Another worker who accompanied him added, “I believe that if workers organize and are not afraid, they can do anything.” Showing a keen understanding of capitalist exploitation and surplus value, the chorus of five concluded, “Without us the bosses are nothing, it is our work that makes them wealthy!”
These workers suffer under inhuman conditions. How can a parent or a young person live on a salary that is scarcely enough to pay the cost of transportation to get to work in the first place? That is why they chanted unequivocally: “We’ve had enough, time to revolt!”  
One comrade called on students to unite with striking clerical workers at the State University of Haiti (UEH) and street vendors demanding permanent marketplaces, and to build a single force against the bosses and the state. Workers see that the struggle must be organized apart from mass union organizations that are tools of the bosses who try to entice workers with crumbs. Enough of crumbs! The working class creates all wealth! We have the right to share it among ourselves!
From the Masses, to the Masses
Some phony leaders carry the red flag and say they are for revolution. But they have shown time and again that they are merely opportunists, spouting meaningless slogans as they try to mislead workers into reformist politics. More and more workers are seeing through these political hacks. Engaged in struggle and discussion with comrades in Progressive Labor Party (PLP), they are developing confidence in our comrades and in our ideas. They are beginning to see the difference between PLP and other groups. As our ties in the working class deepen and we struggle ideologically and in class battle side by side, we are developing more and more confidence in the working class as well.

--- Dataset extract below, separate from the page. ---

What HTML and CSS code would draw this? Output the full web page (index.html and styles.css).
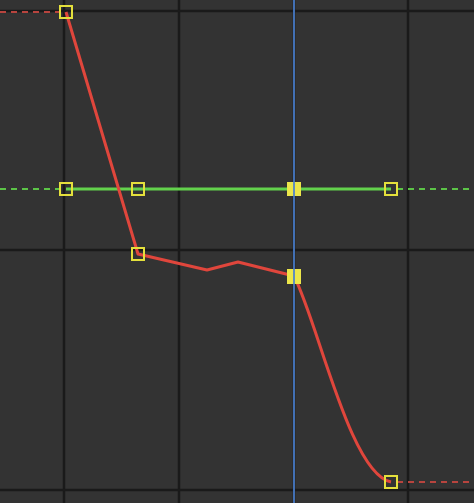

Workers’ struggles in Haiti, according to one young worker, are sharpening: “They have become more mature than before. But we have to be on guard against the opportunist politicians and mass leaders.” It is in this context, despite our modest numbers, that our PLP comrades are giving leadership in mass mobilizations and in leading class-conscious chants and songs.
University students are also developing more confidence in our Party. They believe our line is correct and are reassured when our comrades are present in many different battles. Their banners signal the unity of students with workers’ struggles, especially since many of the workers are their fathers and mothers.
Communism is the future of our world. As one worker said at today’s demonstration, the world cannot be transformed without the struggle of workers against the bosses and their agents. PLP is fighting to organize the international working class as a single fist, to put an end to the misery of capitalism once and for all and build an anti-racist, anti-sexist, egalitarian communist world.
As PLP maintains, “Together we are unbeatable! Join us!”